Ruth wakes up in a gray room. She is shackled to a cold metal chair. A woman sits opposite her, dressed to match the walls.
“You know why you’re here.”
“But I don’t.” Ruth says, confused. The woman continues on, undeterred.
“You told us it would never happen again. And it has.” The realization hits Ruth and she feels a pang of fear.
“You don’t understand. I’ve been really busy, but I’ll post. I promise.”
“We’re done with your false promises.” The woman pulls out a place of sliced tomatoes. Ruth looks around, wondering where on earth it came from. The red is blinding, a splash of color in a muted world. Red, for danger.
“I promise. I will post. Let me go and I’ll post right away. I swear. Don’t make me eat the tomatoes. Please.” Ruth begs.
“It’s too late.” The woman stands up and closes the distance.
“Please! No!” Ruth screams as the woman shoves a slice into her open mouth.
And that, dear friends, is my excuse and story for why this post is late.
I’m actually going to split this post in two.
We’re going to start with my one month anniversary and excursion to Bandung. I went with my host mom, grandma, aunt, and uncle. We dropped off my host mom for a college reunion and then went to an angklung concert place. For those of you that don’t know, an angklung is a traditional Sunda restaurant made of hollow bamboo pipes and rods.
Unfortunately, the place was booked for a reunion, so we browsed through the souvenir shop and a random person asked to take a photo with me.

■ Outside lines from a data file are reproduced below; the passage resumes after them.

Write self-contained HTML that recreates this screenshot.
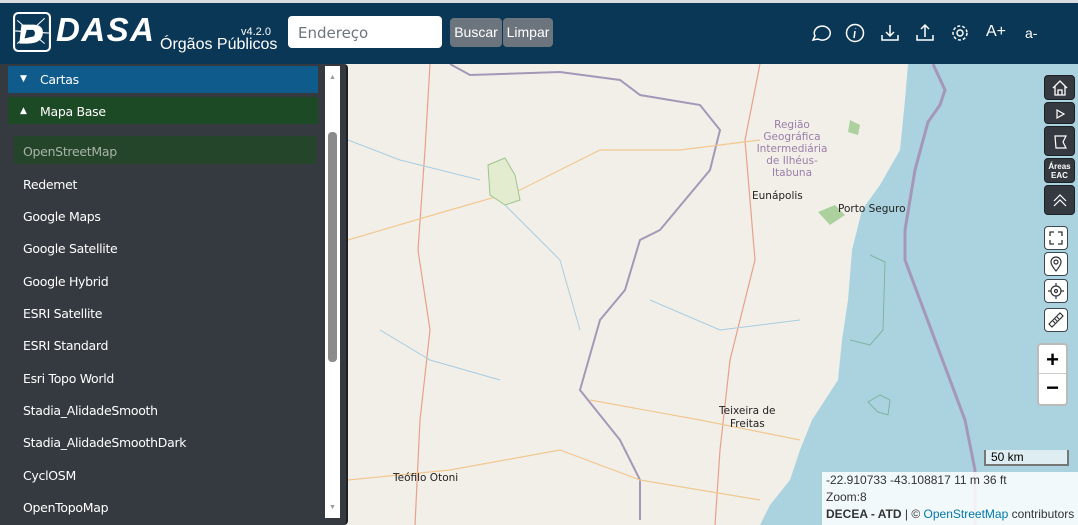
<!DOCTYPE html>
<html><head><meta charset="utf-8"><style>
*{margin:0;padding:0;box-sizing:border-box}
body{width:1078px;height:525px;overflow:hidden;font-family:"Liberation Sans",sans-serif;background:#f2efe9;position:relative}
#hdr{position:absolute;left:0;top:0;width:1078px;height:64px;background:#0b3756;border-top:3px solid #d8dde2}
.w{color:#fff;position:absolute}
#side{position:absolute;left:0;top:64px;width:348px;height:461px;background:#353a40;border-right:2px solid #1d2024;border-radius:0 4px 4px 0}
.item{position:absolute;left:23px;color:#fff;font-size:12.5px;font-family:"DejaVu Sans",sans-serif;letter-spacing:-0.3px}
.btn{position:absolute;left:1044px;width:31px;background:#353a40;border-radius:4px;border:1px solid #1d2024}
.wb{position:absolute;left:1044px;width:24px;height:24px;background:#fff;border:1.5px solid #3a4650;border-radius:4px}
</style></head><body>
<svg style="position:absolute;left:0;top:0" width="1078" height="525">
<rect x="348" y="64" width="730" height="461" fill="#f2efe9"/>
<path d="M908 64 L905 100 L900 150 L880 185 L862 210 L852 250 L848 300 L842 340 L838 380 L812 420 L800 450 L790 480 L770 505 L760 525 L1078 525 L1078 64Z" fill="#aad3df"/>
<path d="M933 64 L945 90 L940 105 L928 122 L915 170 L905 230 L905 260 L935 340 L965 420 L975 470 L975 525" stroke="#a597b8" stroke-width="3" fill="none"/>
<path d="M870 255 L885 262 L883 330 L870 345 L850 340" stroke="#7db4a0" fill="none"/>
<path d="M880 395 L890 400 L888 415 L878 412 L868 402Z" stroke="#7db4a0" fill="none"/>
<path d="M450 64 L470 75 L560 72 L620 80 L640 95 L700 105 L720 130 L710 170 L660 230 L640 240 L625 290 L600 320 L580 390 L620 440 L640 480 L640 520" stroke="#a597b8" stroke-width="2" fill="none"/>
<path d="M430 64 L425 150 L418 250 L430 330 L420 420 L415 525" stroke="#e8a08a" stroke-width="1.2" fill="none"/>
<path d="M760 64 L745 140 L755 260 L730 360 L720 450 L715 525" stroke="#e8a08a" stroke-width="1.2" fill="none"/>
<path d="M348 240 L450 210 L520 190 L600 150 L680 150 L760 140 M590 400 L700 420 L800 440 M348 480 L450 470 L560 450 L640 480 L760 500" stroke="#f0c890" stroke-width="1.2" fill="none"/>
<path d="M348 140 L400 160 L480 180 M500 200 L560 260 L580 330 M650 300 L720 330 L800 320 M380 330 L430 360 L500 380" stroke="#a8cde0" stroke-width="1" fill="none"/>
<path d="M488 165 L505 158 L515 175 L520 200 L505 205 L490 195Z" stroke="#9cc58a" fill="#e4ecd0"/>
<path d="M818 212 L835 205 L845 215 L830 225Z M850 120 L860 125 L858 135 L848 132Z" fill="#add19e"/>
<text x="792" y="128" font-size="10.5" fill="#9a7ea8" font-family="DejaVu Sans" text-anchor="middle">Região</text>
<text x="792" y="140" font-size="10.5" fill="#9a7ea8" font-family="DejaVu Sans" text-anchor="middle">Geográfica</text>
<text x="792" y="152" font-size="10.5" fill="#9a7ea8" font-family="DejaVu Sans" text-anchor="middle">Intermediária</text>
<text x="792" y="164" font-size="10.5" fill="#9a7ea8" font-family="DejaVu Sans" text-anchor="middle">de Ilhéus-</text>
<text x="792" y="176" font-size="10.5" fill="#9a7ea8" font-family="DejaVu Sans" text-anchor="middle">Itabuna</text>
<g font-size="10.5" fill="#222" font-family="DejaVu Sans">
<text x="752" y="199">Eunápolis</text><text x="838" y="212">Porto Seguro</text>
<text x="719" y="414">Teixeira de</text><text x="730" y="427">Freitas</text>
<text x="393" y="481">Teófilo Otoni</text></g>
</svg>
<div id="hdr">
<svg style="position:absolute;left:13px;top:8px" width="38" height="42" viewBox="0 0 36 38"><rect x="1" y="1" width="34" height="36" rx="4" fill="none" stroke="#fff" stroke-width="2"/><path d="M4 8 L30 30 M4 30 L30 6 M2 18 L34 20" stroke="#fff" stroke-width="1"/><path d="M8 12 L20 12 Q30 13 28 22 Q26 30 14 30 L6 30Z" fill="#fff"/><path d="M13 17 L19 17 Q22 19 20 23 L11 25Z" fill="#0b3756"/></svg>
<div class="w" style="left:56px;top:8px;font-size:33px;font-weight:bold;font-style:italic;letter-spacing:1.5px">DASA</div>
<div class="w" style="left:241px;top:23px;font-size:11px">v4.2.0</div>
<div class="w" style="left:160px;top:33px;font-size:16px;font-family:'Liberation Sans',sans-serif">Órgãos Públicos</div>
<div style="position:absolute;left:288px;top:13px;width:154px;height:32px;background:#fff;border-radius:4px;color:#6c757d;font-size:15px;padding:8px 10px;font-family:'DejaVu Sans'">Endereço</div>
<div class="w" style="left:450px;top:15px;width:52px;height:29px;background:#6c757d;border-radius:4px;font-size:14px;text-align:center;line-height:29px">Buscar</div>
<div class="w" style="left:503px;top:15px;width:50px;height:29px;background:#6c757d;border-radius:4px;font-size:14px;text-align:center;line-height:29px">Limpar</div>
<svg style="position:absolute;left:810px;top:18px" width="240" height="24" fill="none" stroke="#fff" stroke-width="1.5">
<path d="M3 19 L5 15 A8 7 0 1 1 8 18Z"/>
<circle cx="45" cy="12" r="8.5"/><path d="M45 10 L44 17 M45.5 7 v0.5"/>
<path d="M72 14 v5 h16 v-5 M80 4 v11 M76 11 l4 4 4-4"/>
<path d="M107 14 v5 h16 v-5 M115 16 v-12 M111 8 l4-4 4 4"/>
<circle cx="150" cy="12" r="3"/><circle cx="150" cy="12" r="7" stroke-dasharray="3 2"/>
</svg>
<div class="w" style="left:986px;top:20px;font-size:16px">A+</div>
<div class="w" style="left:1025px;top:22px;font-size:14px">a-</div>
</div>
<div id="side">
<div style="position:absolute;left:8px;top:2px;width:310px;height:27px;background:#0f5c8c"></div>
<div class="item" style="left:20px;top:10px;font-size:9px">▼</div><div class="item" style="left:40px;top:8px">Cartas</div>
<div style="position:absolute;left:8px;top:33px;width:310px;height:27px;background:#1b4a24"></div>
<div class="item" style="left:20px;top:42px;font-size:9px">▲</div><div class="item" style="left:40px;top:40px">Mapa Base</div>
<div style="position:absolute;left:14px;top:72px;width:302px;height:28px;background:#25452a"></div>
<div class="item" style="top:80px;color:#a7b4a8">OpenStreetMap</div>
<div class="item" style="top:113px">Redemet</div>
<div class="item" style="top:145px">Google Maps</div>
<div class="item" style="top:177px">Google Satellite</div>
<div class="item" style="top:210px">Google Hybrid</div>
<div class="item" style="top:242px">ESRI Satellite</div>
<div class="item" style="top:274px">ESRI Standard</div>
<div class="item" style="top:307px">Esri Topo World</div>
<div class="item" style="top:339px">Stadia_AlidadeSmooth</div>
<div class="item" style="top:371px">Stadia_AlidadeSmoothDark</div>
<div class="item" style="top:404px">CyclOSM</div>
<div class="item" style="top:436px">OpenTopoMap</div>
<div style="position:absolute;left:325px;top:2px;width:15px;height:452px;background:#fff"></div>
<div style="position:absolute;left:328px;top:68px;width:9px;height:230px;background:#8b8b8b;border-radius:4px"></div>
<div style="position:absolute;left:329px;top:10px;font-size:7px;color:#999">▲</div>
<div style="position:absolute;left:329px;top:440px;font-size:7px;color:#999">▼</div>
</div>
<div class="btn" style="top:75px;height:25px"><svg width="31" height="25" fill="none" stroke="#fff" stroke-width="1.3"><path d="M8 12 L15 5 L22 12 M10 10 v9 h10 v-9 M13 19 v-5 h4 v5"/></svg></div>
<div class="btn" style="top:102px;height:22px"><svg width="31" height="22" fill="none" stroke="#fff" stroke-width="1.2"><path d="M12 7 L19 11 L12 15Z"/></svg></div>
<div class="btn" style="top:126px;height:30px"><svg width="31" height="30" fill="none" stroke="#fff" stroke-width="1.2"><path d="M10 9 L21 9 L18 15 L21 21 L11 21Z"/></svg></div>
<div class="btn" style="top:158px;height:25px;color:#fff;font-size:8px;text-align:center;line-height:9px;padding-top:3px;font-weight:bold">Áreas<br>EAC</div>
<div class="btn" style="top:185px;height:30px"><svg width="31" height="30" fill="none" stroke="#fff" stroke-width="1.2"><path d="M9 15 l6-6 6 6 M9 20 l6-6 6 6"/></svg></div>
<div class="wb" style="top:226px"><svg width="22" height="22" fill="none" stroke="#333" stroke-width="1.3"><path d="M5 9 V5 H9 M13 5 H17 V9 M17 13 V17 H13 M9 17 H5 V13"/></svg></div>
<div class="wb" style="top:252px"><svg width="22" height="22" fill="none" stroke="#333" stroke-width="1.2"><path d="M11 18 C6 12 6 10 6 9 A5 5 0 0 1 16 9 C16 10 16 12 11 18Z"/><circle cx="11" cy="9" r="2"/></svg></div>
<div class="wb" style="top:279px"><svg width="22" height="22" fill="none" stroke="#333" stroke-width="1.2"><circle cx="11" cy="11" r="5"/><circle cx="11" cy="11" r="1.5"/><path d="M11 3v3M11 16v3M3 11h3M16 11h3"/></svg></div>
<div class="wb" style="top:308px"><svg width="22" height="22" fill="none" stroke="#333" stroke-width="1.2"><path d="M4 15 L15 4 L18 7 L7 18Z M8 12l2 2M10 10l2 2M12 8l2 2"/></svg></div>
<div style="position:absolute;left:1037px;top:343px;width:31px;height:63px;background:#fff;border:2px solid #bbb;border-radius:4px">
<div style="height:29px;border-bottom:1px solid #ccc;text-align:center;font-size:22px;font-weight:bold;line-height:29px">+</div>
<div style="text-align:center;font-size:22px;font-weight:bold;line-height:28px">−</div></div>
<div style="position:absolute;left:984px;top:450px;width:85px;height:16px;border:2px solid #777;border-top:none;background:rgba(255,255,255,.6);font-size:12px;padding-left:5px;line-height:15px">50 km</div>
<div style="position:absolute;left:822px;top:472px;width:256px;height:53px;background:rgba(255,255,255,.85);font-size:12px;line-height:17px;padding-left:4px;color:#333">-22.910733 -43.108817 11 m 36 ft<br>Zoom:8<br><b>DECEA - ATD</b> | © <span style="color:#0078a8">OpenStreetMap</span> contributors</div>
</body></html>
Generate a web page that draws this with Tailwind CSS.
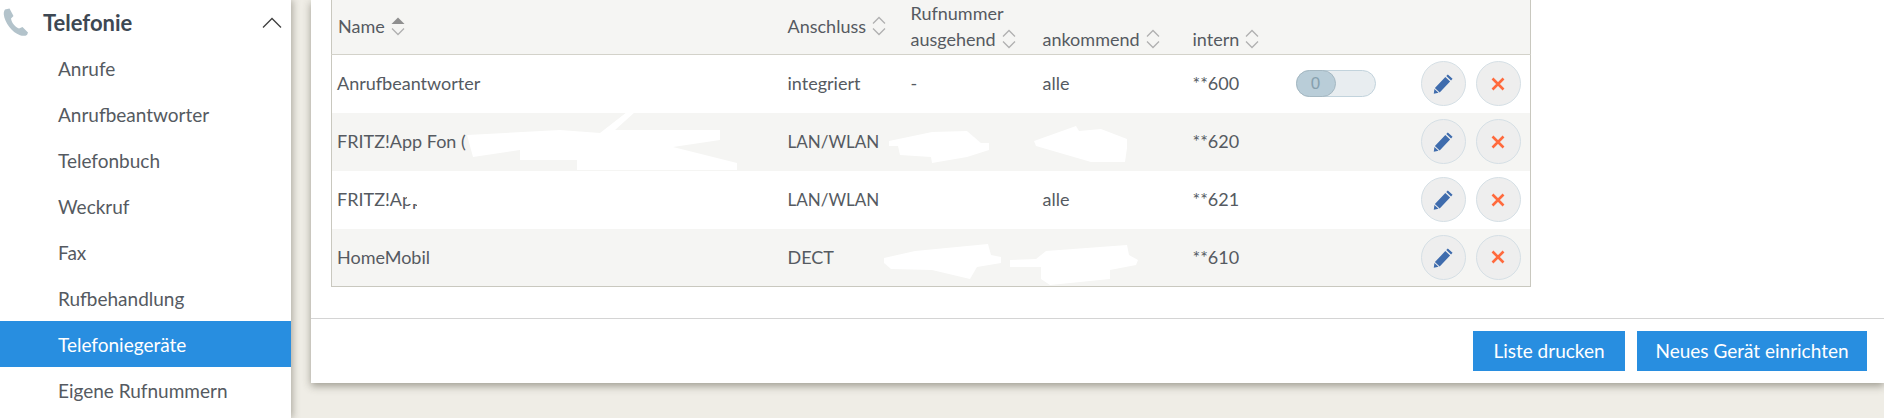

After, we went and ate lunch at a restaurant. While we were eating, a random lady came up to our table sold us bee jelly.
Yes. I did say bee jelly. Upon drinking this mysterious fluid, I found this out about bee jelly:
~It is not jelly. It is a liquid.
~It tastes sweet, but spiked in a way. (note: it wasn’t spiked)
~It soaks through cloth much quicker than water.
I found out this last part of information rather unfortunately. I thought I had screwed on the lid on the bottle. When the bottle fell sideways (and was resting on my lap), it spilled.
No, I did not wet my pants. I spilled bee jelly all over them.
The story sounds very valid.
After my bee jelly encounter, we visited several factory outlets. Bandung is called the “Paris” of Indonesia for this reason. I got a really cute violet dress and a white knit shirt.
I also tried my first batagor. Batagor is street vendor food. We got some fried something-or-other and dragonfruit juice.
Later that night, after picking up my host mom, we ate at another restaurant. They had live music, and the musicians told us that they could play any song we wanted. So my aunt found out my favorite song (Unintended by Muse) and had them play it for me. It is not a song I hear often, so it made it that much more special to me.
And that was my day excursion in Bandung.
On the next day, I went to church. In the afternoon, I went to Kebun Raya with my host parents. Kebun Raya is Bogor’s Botanical Gardens. And it is huge and very beautiful. I saw at least 5 bules there, and I was gaping as much as the Indonesians were.
(photos compliments of my host mom because I forgot my camera)
After Kebun Raya, I rode my first angkot with my host mom. An angkot is part of the public transportation here. It’s normally a little green bus that will stop anywhere.
And then after THAT we went to a traditional Indonesian market.
I’ve been really looking forward to going. And it was all I hoped it would be. The air smelled like meat, compliments of the many stalls with raw chickens. Other stalls had little transportable ponds with just enough water to keep fish alive. Others had dead fish on ice. There were stalls with hordes of vegetables, fruits, manufactured goods, you name it.
It was so alive, so bright. I loved it.
On the 21st, it rained.
Now I’ve heard that Bogor is the rain city, but I haven’t seen it.
It rained, and when it rains, it pours. It’s not the gentle sprinkles of Utah; it’s like dumping water overhead.
I loved it. And to top it off, I got my first letter (which was the best. If you want to make my life, write me a letter in the mail or a letter at all).
Tuesday, I got to pick out a goat for Idul Adha (explanation for that tomorrow).
Tuesday night, I went to Al Falakiyah (Islamic boarding school) with my host family. The boys were at the mosque. Once they finished praying, they decided to sing the Qur’an for me with drum accompaniment.
I really enjoyed it. They sang in Arabic. I feel that I have gained a much greater appreciation for Islam while I’ve been here, and this was one of the experiences that sort of summed up that feeling.
They also let me try playing one of the drums. I was awful, of course.